苏晚站在青山妇产医院的铁艺大门前,九月的晚风裹挟着丝丝凉意,肆意地卷起她米色针织开衫的衣角。抬眼望去,那生锈的告示牌上,“2008年闭院整顿”的字样被层层藤蔓紧紧缠绕,恰似一条青色的蜈蚣蜿蜒爬过已然褪色的红漆,无端地添了几分诡异与惊悚。
三天前,当苏晚收到那张神秘汇款单时,心底其实已隐隐泛起一丝不安,可预付三个月工资的夜班***,对于她这样一个家境贫寒的护理系穷学生而言,实在是太过诱人,轻而易举地便让她将所有疑虑统统咽下。

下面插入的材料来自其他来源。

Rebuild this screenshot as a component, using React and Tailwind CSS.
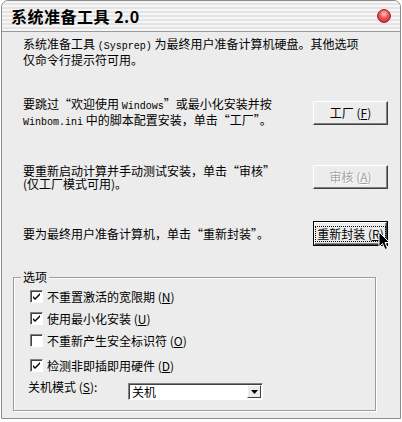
import React from 'react'

const Mono = ({ children }) => (
    <span className="font-['Liberation_Mono',monospace] text-[10px] leading-[13px]">{children}</span>
)

const Key = ({ children }) => <span className="underline">{children}</span>

const Button = ({ children, isDefault, disabled }) => {
    if (isDefault) {
        return (
            <div className="w-[75px] h-[25px] border border-black">
                <div className="w-full h-full border-t border-l border-white border-r border-b border-r-[#404040] border-b-[#404040] shadow-[inset_-1px_-1px_0_#808080] flex items-center justify-center">
                    <div className="border border-dotted border-black px-[1px] leading-[14px] text-[12px]">
                        {children}
                    </div>
                </div>
            </div>
        )
    }
    return (
        <div className="w-[75px] h-[24px] border-t border-l border-white border-r border-b border-r-[#404040] border-b-[#404040] shadow-[inset_-1px_-1px_0_#808080] flex items-center justify-center">
            <span className={disabled ? "text-[12px] text-[#a3a3a3] [text-shadow:1px_1px_0_#ffffff]" : "text-[12px] text-black"}>
                {children}
            </span>
        </div>
    )
}

const Checkbox = ({ checked, children }) => (
    <div className="flex items-center h-[22px] ml-[16px]">
        <div className="w-[13px] h-[13px] bg-white border-t border-l border-t-[#808080] border-l-[#808080] border-r border-b border-r-white border-b-white shadow-[inset_1px_1px_0_#404040] flex items-center justify-center">
            {checked && (
                <svg width="9" height="9" viewBox="0 0 9 9">
                    <path d="M1 4 L3 6 L8 1 L8 3 L3 8 L1 6 Z" fill="#000" />
                </svg>
            )}
        </div>
        <span className="ml-[4px] text-[12px] leading-[13px]">{children}</span>
    </div>
)

export default function App() {
    return (
        <div className="w-[402px] h-[422px] bg-white font-['Noto_Sans_CJK_SC','Noto_Sans',sans-serif] text-black">
            <div className="relative mx-[1px] h-[419px] border border-[#8c8c8c] rounded-t-[7px] overflow-hidden bg-[#ececec] flex flex-col">
                {/* title bar */}
                <div className="h-[31px] shrink-0 border-b border-[#9a9a9a] bg-[repeating-linear-gradient(180deg,#f6f6f6_0px,#f6f6f6_2px,#e4e4e4_2px,#e4e4e4_4px)] flex items-center justify-between pl-[9px] pr-[9px]">
                    <span className="text-[16px] font-bold leading-[20px] tracking-[0.5px]">系统准备工具 2.0</span>
                    <div className="w-[14px] h-[14px] rounded-full border border-[#9b2a2a] bg-[radial-gradient(circle_at_50%_35%,#ffd0d0_0%,#f05050_45%,#b82020_100%)]" />
                </div>

                <div className="flex flex-col pl-[11px] pt-[5px] text-[12px]">
                    <div className="ml-[10px] leading-[13px] whitespace-nowrap">
                        <div>系统准备工具 <Mono>(Sysprep)</Mono> 为最终用户准备计算机硬盘。其他选项</div>
                        <div>仅命令行提示符可用。</div>
                    </div>

                    <div className="ml-[10px] w-[365px] mt-[34px] h-[26px] flex items-center justify-between">
                        <div className="leading-[13px] whitespace-nowrap">
                            <div>要跳过“欢迎使用 <Mono>Windows</Mono>”或最小化安装并按</div>
                            <div><Mono>Winbom.ini</Mono> 中的脚本配置安装，单击“工厂”。</div>
                        </div>
                        <Button>工厂 (<Key>F</Key>)</Button>
                    </div>

                    <div className="ml-[10px] w-[365px] mt-[38px] h-[26px] flex items-center justify-between">
                        <div className="leading-[13px] whitespace-nowrap">
                            <div>要重新启动计算并手动测试安装，单击“审核”</div>
                            <div>(仅工厂模式可用)。</div>
                        </div>
                        <Button disabled>审核 (<Key>A</Key>)</Button>
                    </div>

                    <div className="ml-[10px] w-[365px] mt-[31px] h-[25px] flex items-center justify-between">
                        <div className="leading-[13px] whitespace-nowrap">要为最终用户准备计算机，单击“重新封装”。</div>
                        <Button isDefault>重新封装 (<Key>R</Key>)</Button>
                    </div>

                    {/* options group */}
                    <div className="relative mt-[31px] w-[363px] h-[134px] border border-[#9c9c9c] shadow-[1px_1px_0_#ffffff,inset_1px_1px_0_#ffffff] pt-[7px]">
                        <span className="absolute -top-[8px] left-[7px] px-[2px] bg-[#ececec] leading-[14px]">选项</span>
                        <Checkbox checked>不重置激活的宽限期 (<Key>N</Key>)</Checkbox>
                        <Checkbox checked>使用最小化安装 (<Key>U</Key>)</Checkbox>
                        <Checkbox>不重新产生安全标识符 (<Key>O</Key>)</Checkbox>
                        <div className="mt-[3px]">
                            <Checkbox checked>检测非即插即用硬件 (<Key>D</Key>)</Checkbox>
                        </div>
                        <div className="flex items-start mt-[4px] ml-[14px]">
                            <span className="leading-[13px] w-[100px]">关机模式 (<Key>S</Key>):</span>
                            <div className="mt-[3px] w-[135px] h-[17px] bg-white border-t border-l border-t-[#808080] border-l-[#808080] border-r border-b border-r-white border-b-white shadow-[inset_1px_1px_0_#404040] flex items-center justify-between pl-[3px] pr-[1px]">
                                <span className="leading-[13px]">关机</span>
                                <div className="w-[14px] h-[13px] bg-[#ececec] border-t border-l border-white border-r border-b border-r-[#404040] border-b-[#404040] flex items-center justify-center">
                                    <svg width="7" height="4" viewBox="0 0 7 4">
                                        <path d="M0 0 H7 L3.5 4 Z" fill="#000" />
                                    </svg>
                                </div>
                            </div>
                        </div>
                    </div>
                </div>

                {/* mouse pointer */}
                <svg className="absolute left-[376px] top-[230px]" width="13" height="20" viewBox="0 0 13 20">
                    <path d="M1 1 L1 16 L4.5 12.5 L7 18.5 L9.5 17.5 L7 11.5 L11.5 11.5 Z" fill="#000" stroke="#fff" strokeWidth="1" />
                </svg>
            </div>
        </div>
    )
}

“嘎吱——”当铜钥匙缓缓插入门锁的瞬间,二楼某扇窗户突兀地发出一声尖锐的“吱呀”声响。苏晚条件反射般猛地仰头望去,只见那残破的窗帘在如水的月光下,如同汹涌的海浪般肆意起伏,恍惚间,一个圆滚滚的模糊影子自窗边一闪而过,快得如同鬼魅,刹那间便消失得无影无踪。
“叮铃——”
突兀的一声脆响,黄铜铃铛冷不丁地从苏晚的背包里滚落而出,在寂静得近乎死寂的庭院里,敲出一串清越却又带着丝丝颤音的声响。这铃铛,是中介强行塞给她的,美其名曰“护身符”,还再三叮嘱,巡房时必须全程紧紧握在手中,片刻都不能离身。苏晚微微皱眉,俯身弯腰去捡,却赫然发现铃舌上竟粘着一片暗褐色的污渍,凑近细闻,那股淡淡的铁锈味瞬间钻进鼻腔,让她不禁心生嫌恶。

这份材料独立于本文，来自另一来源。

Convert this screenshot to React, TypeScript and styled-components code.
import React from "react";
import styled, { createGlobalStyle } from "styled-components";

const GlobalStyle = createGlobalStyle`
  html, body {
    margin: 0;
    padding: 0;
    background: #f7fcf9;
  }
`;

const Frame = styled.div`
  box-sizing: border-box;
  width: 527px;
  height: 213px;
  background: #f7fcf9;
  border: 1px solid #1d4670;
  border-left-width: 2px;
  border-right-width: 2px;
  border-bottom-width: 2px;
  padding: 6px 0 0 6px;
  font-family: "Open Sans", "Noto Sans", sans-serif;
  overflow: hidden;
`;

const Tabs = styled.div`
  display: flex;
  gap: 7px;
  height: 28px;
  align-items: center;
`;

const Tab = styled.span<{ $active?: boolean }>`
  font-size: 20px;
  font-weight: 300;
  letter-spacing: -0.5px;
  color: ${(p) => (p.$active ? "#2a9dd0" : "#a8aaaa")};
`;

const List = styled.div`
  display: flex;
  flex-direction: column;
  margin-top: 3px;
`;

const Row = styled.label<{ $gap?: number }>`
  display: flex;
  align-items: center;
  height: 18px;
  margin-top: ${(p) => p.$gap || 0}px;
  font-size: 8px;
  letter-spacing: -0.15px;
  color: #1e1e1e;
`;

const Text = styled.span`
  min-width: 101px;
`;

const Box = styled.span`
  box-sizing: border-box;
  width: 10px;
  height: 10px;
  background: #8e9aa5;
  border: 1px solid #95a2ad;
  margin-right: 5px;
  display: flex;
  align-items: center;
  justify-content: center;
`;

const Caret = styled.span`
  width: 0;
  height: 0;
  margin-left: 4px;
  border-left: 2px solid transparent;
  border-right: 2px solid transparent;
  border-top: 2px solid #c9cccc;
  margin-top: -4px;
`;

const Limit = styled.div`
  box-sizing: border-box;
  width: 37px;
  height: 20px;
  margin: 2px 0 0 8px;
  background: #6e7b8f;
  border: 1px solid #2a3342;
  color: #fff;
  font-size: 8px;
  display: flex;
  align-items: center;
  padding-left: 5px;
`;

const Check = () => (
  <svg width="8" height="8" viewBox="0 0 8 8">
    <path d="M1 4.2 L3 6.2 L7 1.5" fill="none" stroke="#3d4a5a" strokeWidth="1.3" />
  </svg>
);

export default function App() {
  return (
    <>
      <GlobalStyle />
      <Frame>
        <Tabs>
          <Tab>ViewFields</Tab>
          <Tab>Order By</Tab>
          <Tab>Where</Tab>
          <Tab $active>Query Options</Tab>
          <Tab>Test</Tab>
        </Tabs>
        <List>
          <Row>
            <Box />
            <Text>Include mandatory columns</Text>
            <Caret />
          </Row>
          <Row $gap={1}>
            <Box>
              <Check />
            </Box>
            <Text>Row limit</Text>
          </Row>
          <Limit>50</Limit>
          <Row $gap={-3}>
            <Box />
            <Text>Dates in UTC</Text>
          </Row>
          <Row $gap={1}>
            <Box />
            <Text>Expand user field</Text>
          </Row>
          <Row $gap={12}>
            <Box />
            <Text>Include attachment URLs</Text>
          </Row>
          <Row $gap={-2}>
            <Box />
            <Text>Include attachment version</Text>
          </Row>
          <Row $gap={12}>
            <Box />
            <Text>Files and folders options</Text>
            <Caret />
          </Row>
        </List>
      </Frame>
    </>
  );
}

苏晚深吸一口气,强压下心底的不适与恐惧,攥紧铃铛,抬脚迈进了医院大门。走廊里的吸顶灯,像是被某种神秘力量操控着,随着她的每一步缓缓挪动,依次亮起。可每一盏灯罩里,都密密麻麻地积着厚厚的一层飞蛾尸体,那层层叠叠的模样,看得人头皮发麻。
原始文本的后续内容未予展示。